Em nota, o presidente da ANPR, José Robalinho Cavalcanti, criticou o menosprezo de Renan pelos demais Poderes e aproveitou para pedir o fim do foro privilegiado:

“Em uma República não há lugar para privilégios. Todos são iguais perante a lei e perante a Justiça. Por esta razão, a ANPR manifesta-se uma vez mais pela revisão e extinção dos foros especiais hoje previstos na Constituição, instituto anacrônico e nada republicano. E por maior razão ainda lamenta profundamente e repudia a tentativa que parece emanar da direção do Senado Federal de estender por vias interpretativas frágeis e tortas o foro privilegiado concedido a pessoa dos senadores à toda estrutura funcional e mesmo ao espaço físico do Senado Federal”, diz trecho da nota.

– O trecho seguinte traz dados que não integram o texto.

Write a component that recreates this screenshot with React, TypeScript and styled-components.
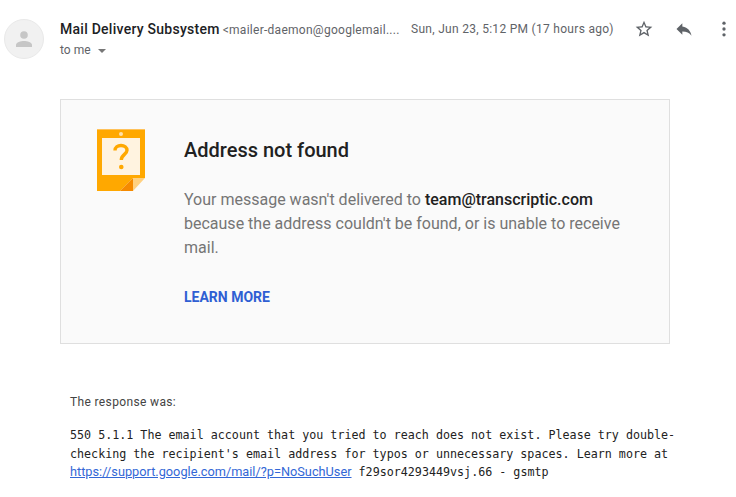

Segundo a ANPR, as declarações de Renan “são tão mais graves porquanto advindas do chefe de uma das Casas do Poder Legislativo, de quem se deveria sempre esperar a defesa da democracia e da ordem jurídica, e não menosprezo aos demais Poderes ou defesa de privilégios até territoriais absolutamente descabidos em uma República, e inexistentes na Constituição”.

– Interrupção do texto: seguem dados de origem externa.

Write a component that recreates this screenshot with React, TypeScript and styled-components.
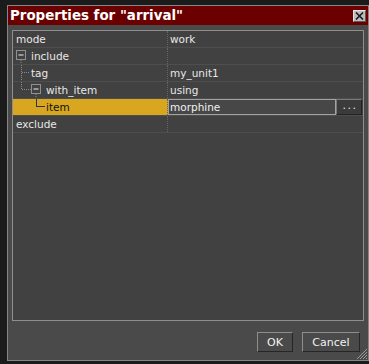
import React from 'react';
import styled, { createGlobalStyle } from 'styled-components';

const GlobalStyle = createGlobalStyle`
  html, body {
    margin: 0;
    padding: 0;
    background: #1b1b1b;
  }
  body {
    width: 369px;
    height: 364px;
    overflow: hidden;
    font-family: "DejaVu Sans", Verdana, sans-serif;
  }
`;

const Screen = styled.div`
  width: 369px;
  height: 364px;
  box-sizing: border-box;
  padding: 5px 0 0 7px;
`;

const Window = styled.div`
  position: relative;
  width: 362px;
  height: 356px;
  box-sizing: border-box;
  border: 1px solid #858585;
  background: #4a4a4a;
  display: flex;
  flex-direction: column;
`;

const TitleBar = styled.div`
  height: 19px;
  flex: none;
  background: #6a0000;
  display: flex;
  align-items: center;
  justify-content: space-between;
  padding: 0 2px;
  color: #ffffff;
  font-weight: bold;
  font-size: 13.4px;
`;

const CloseButton = styled.div`
  width: 13px;
  height: 12px;
  box-sizing: border-box;
  background: #bdbdbd;
  border-top: 1px solid #e4e4e4;
  border-left: 1px solid #e4e4e4;
  border-right: 1px solid #5a5a5a;
  border-bottom: 1px solid #5a5a5a;
  display: flex;
  align-items: center;
  justify-content: center;
`;

const TreeBox = styled.div`
  margin: 5px 4px 0 4px;
  height: 291px;
  box-sizing: border-box;
  border: 1px solid #8e8e8e;
  background: #414141;
  flex: none;
`;

const Row = styled.div`
  display: grid;
  grid-template-columns: 155px 1fr;
  height: 17px;
  box-sizing: border-box;
  border-bottom: 1px solid #4e4e4e;
  font-size: 10.5px;
  color: #e8e8e8;
`;

const NameCell = styled.div<{ $selected?: boolean }>`
  display: flex;
  align-items: center;
  height: 16px;
  padding-left: 3px;
  box-sizing: border-box;
  border-right: 1px dotted #666666;
  background: ${(p) => (p.$selected ? '#d9a61f' : 'transparent')};
  color: ${(p) => (p.$selected ? '#111111' : '#e8e8e8')};
  white-space: nowrap;
`;

const ValueCell = styled.div<{ $flush?: boolean }>`
  display: flex;
  align-items: center;
  height: 16px;
  padding-left: ${(p) => (p.$flush ? 0 : 2)}px;
  white-space: nowrap;
`;

const Label = styled.span`
  line-height: 16px;
`;

const EditRow = styled.div`
  display: flex;
  height: 16px;
  width: 100%;
`;

const EditInput = styled.div`
  flex: 1;
  height: 16px;
  box-sizing: border-box;
  background: #474747;
  border: 1px solid #a3a3a3;
  padding-left: 1px;
  display: flex;
  align-items: center;
  color: #f0f0f0;
`;

const EllipsisButton = styled.div`
  width: 26px;
  margin-right: 1px;
  height: 16px;
  box-sizing: border-box;
  background: #3b3b3b;
  border-top: 1px solid #7a7a7a;
  border-left: 1px solid #7a7a7a;
  border-right: 1px solid #222222;
  border-bottom: 1px solid #222222;
  color: #e8e8e8;
  display: flex;
  align-items: center;
  justify-content: center;
  font-size: 11px;
  letter-spacing: 1.5px;
  line-height: 1;
  padding: 0 0 3px 2px;
`;

const Footer = styled.div`
  display: flex;
  justify-content: flex-end;
  gap: 9px;
  padding: 11px 8px 0 0;
`;

const Button = styled.div<{ $w: number }>`
  width: ${(p) => p.$w}px;
  height: 20px;
  box-sizing: border-box;
  border-top: 1px solid #8e8e8e;
  border-left: 1px solid #8e8e8e;
  border-right: 1px solid #262626;
  border-bottom: 1px solid #262626;
  background: #4a4a4a;
  color: #f2f2f2;
  font-size: 11px;
  display: flex;
  align-items: center;
  justify-content: center;
`;

const Grip = styled.svg`
  position: absolute;
  right: 0;
  bottom: 0;
`;

const dot = { stroke: '#8a8a8a', strokeWidth: 1, strokeDasharray: '1 1' };

type Glyph = 'open' | 'branch' | 'last' | 'corner' | 'blank';

function TreeGlyph({ kind }: { kind: Glyph }): React.ReactElement {
  return (
    <svg width="15" height="16" viewBox="0 0 15 16" style={{ flex: 'none' }}>
      {kind === 'open' && (
        <>
          <rect x="0.5" y="2.5" width="9" height="9" fill="none" stroke="#e0e0e0" strokeDasharray="1 1" />
          <line x1="2.5" y1="7" x2="7.5" y2="7" stroke="#f0f0f0" strokeWidth="1" />
          <line x1="5" y1="12" x2="5" y2="16" style={dot} />
        </>
      )}
      {kind === 'branch' && (
        <>
          <line x1="5.5" y1="0" x2="5.5" y2="16" style={dot} />
          <line x1="6" y1="7.5" x2="14" y2="7.5" style={dot} />
        </>
      )}
      {kind === 'last' && (
        <>
          <line x1="5.5" y1="0" x2="5.5" y2="8" style={dot} />
          <line x1="6" y1="7.5" x2="15" y2="7.5" style={dot} />
        </>
      )}
      {kind === 'corner' && (
        <>
          <line x1="5.5" y1="0" x2="5.5" y2="8" stroke="#2d3350" strokeWidth="1" />
          <line x1="5" y1="7.5" x2="14" y2="7.5" stroke="#2d3350" strokeWidth="1" />
        </>
      )}
    </svg>
  );
}

function App(): React.ReactElement {
  return (
    <Screen>
      <GlobalStyle />
      <Window>
        <TitleBar>
          <span>Properties for &quot;arrival&quot;</span>
          <CloseButton>
            <svg width="9" height="8" viewBox="0 0 9 8">
              <path d="M1 0.5 L8 7.5 M8 0.5 L1 7.5" stroke="#1a1a1a" strokeWidth="1.6" />
            </svg>
          </CloseButton>
        </TitleBar>
        <TreeBox>
          <Row>
            <NameCell>
              <Label>mode</Label>
            </NameCell>
            <ValueCell>work</ValueCell>
          </Row>
          <Row>
            <NameCell>
              <TreeGlyph kind="open" />
              <Label>include</Label>
            </NameCell>
            <ValueCell />
          </Row>
          <Row>
            <NameCell>
              <TreeGlyph kind="branch" />
              <Label>tag</Label>
            </NameCell>
            <ValueCell>my_unit1</ValueCell>
          </Row>
          <Row>
            <NameCell>
              <TreeGlyph kind="last" />
              <TreeGlyph kind="open" />
              <Label>with_item</Label>
            </NameCell>
            <ValueCell>using</ValueCell>
          </Row>
          <Row>
            <NameCell $selected>
              <TreeGlyph kind="blank" />
              <TreeGlyph kind="corner" />
              <Label>item</Label>
            </NameCell>
            <ValueCell $flush>
              <EditRow>
                <EditInput>morphine</EditInput>
                <EllipsisButton>...</EllipsisButton>
              </EditRow>
            </ValueCell>
          </Row>
          <Row>
            <NameCell>
              <Label>exclude</Label>
            </NameCell>
            <ValueCell />
          </Row>
        </TreeBox>
        <Footer>
          <Button $w={36}>OK</Button>
          <Button $w={58}>Cancel</Button>
        </Footer>
        <Grip width="12" height="12" viewBox="0 0 12 12">
          <path d="M11 1 L1 11 M11 4 L4 11 M11 7 L7 11 M11 10 L10 11" stroke="#9a9a9a" strokeWidth="1" />
        </Grip>
      </Window>
    </Screen>
  );
}

export default App;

A ANPR lembrou que já houve outras operações com desdobramentos envolvendo funcionários ou dependências do Congresso Nacional, e que qualquer discordância da decisão do juiz deve ser contestada com recursos na Justiça.

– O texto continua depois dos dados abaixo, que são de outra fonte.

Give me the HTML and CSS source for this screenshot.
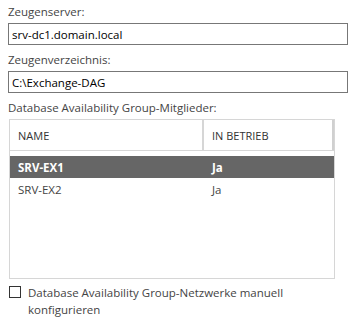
FILE: index.html
```html
<!DOCTYPE html>
<html lang="de">
<head>
  <meta charset="UTF-8">
  <title>Database Availability Group</title>
  <link rel="stylesheet" href="styles.css">
</head>
<body>

<div class="form">
  <label class="field-label" for="server">Zeugenserver:</label>
  <input class="text-input" type="text" id="server" value="srv-dc1.domain.local">

  <label class="field-label" for="dir">Zeugenverzeichnis:</label>
  <input class="text-input" type="text" id="dir" value="C:\Exchange-DAG">

  <div class="field-label">Database Availability Group-Mitglieder:</div>
  <div class="members">
    <div class="members-head">
      <div class="col-name">NAME</div>
      <div class="col-state">IN BETRIEB</div>
    </div>
    <div class="members-body">
      <div class="member selected">
        <div class="col-name">SRV-EX1</div>
        <div class="col-state">Ja</div>
      </div>
      <div class="member">
        <div class="col-name">SRV-EX2</div>
        <div class="col-state">Ja</div>
      </div>
    </div>
  </div>

  <label class="check-row">
    <span class="checkbox"></span>
    <span>Database Availability Group-Netzwerke manuell konfigurieren</span>
  </label>
</div>

</body>
</html>
```

FILE: styles.css
```css
body {
  margin: 0;
  padding: 0;
  background: white;
  font-family: "Open Sans", "Noto Sans", sans-serif;
  font-size: 11.5px;
  color: #444;
}

.form {
  padding: 4px 8px 0 8px;
  width: 340px;
}

.field-label {
  display: block;
  line-height: 16px;
  margin-bottom: 3px;
  color: #444;
}

.text-input {
  display: block;
  width: 100%;
  height: 22px;
  box-sizing: border-box;
  border: 1px solid #777;
  padding: 0 3px;
  margin: 0 0 7px 0;
  font-family: inherit;
  font-size: 11.5px;
  color: #000;
  outline: none;
}

.members {
  margin-left: 1px;
  width: 326px;
  height: 160px;
  box-sizing: border-box;
  border: 1px solid #d6d6d6;
}

.members-head {
  display: flex;
  height: 30px;
  align-items: stretch;
  border-bottom: 1px solid #d6d6d6;
  font-size: 11px;
  color: #333;
}

.members-head .col-name,
.members-head .col-state {
  display: flex;
  align-items: center;
}

.members-head .col-name {
  border-right: 2px solid #d6d6d6;
}

.members-head .col-state {
  border-right: 2px solid #d0d0d0;
}

.col-name {
  width: 194px;
  padding-left: 8px;
  box-sizing: border-box;
}

.col-state {
  flex: 1;
  padding-left: 8px;
}

.members-body {
  padding-top: 5px;
}

.member {
  display: flex;
  height: 22px;
  align-items: center;
  color: #444;
}

.member.selected {
  background-color: #666;
  color: white;
  font-weight: bold;
}

.check-row {
  display: flex;
  align-items: flex-start;
  margin-top: 5px;
  line-height: 17px;
  color: #444;
  width: 300px;
}

.checkbox {
  flex: none;
  width: 12px;
  height: 12px;
  box-sizing: border-box;
  border: 1px solid #333;
  margin: 2px 7px 0 1px;
}
```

A Ajufe também pediu a rejeição da proposta que trata do abuso de autoridade, defendida pelo presidente do Senado. Para a Ajufe, o projeto tem o “nítido propósito” de “enfraquecer todas as ações de combate à corrupção e outros desvios em andamento no país”.

 

“PEJORATIVO E DESRESPEITOSO”

Os juízes federais de Brasília também soltaram nota de repulsa a Renan, acusando-o de tentar intimidar o juiz Vallisney. No texto, eles dizem manifestar profunda indignação com as declarações do presidente do Senado e afirmam que Renan “se referiu de modo pejorativo e desrespeitoso” ao magistrado responsável pela Operação Métis. Eles dizem ainda apoiar o ajuizamento de uma ação no Supremo para elucidar os limites de atuação da Polícia Legislativa, para que não avance sobre as prerrogativas da Polícia Federal e da Polícia Civil.

Para os juízes do Distrito Federal, as declarações de Renan tiveram “induvidoso cunho intimidatório”, mas “não afetarão a independência e altivez dos juízes federais do Brasil, e dos quais a sociedade brasileira pode confiar sem vacilações”.

Assinada por 39 dos 54 juízes federais da capital, a nota diz: “Impressiona saber que o presidente do Senado e do Congresso Nacional, sob o equivocado e falacioso argumento de um ‘estado de exceção’, e com sério comprometimento das relevantes atribuições de seu cargo, permita-se aviltar o tratamento respeitoso devido a outra autoridade que, como ele, é também membro de Poder, isso, sim, a criar um cenário de instabilidade e a colocar em severa dúvida se é o Estado republicano, democrático e de Direito que realmente se busca defender”.

 

 

O globo, n. 30396, 21/10/2016. País, p. 4.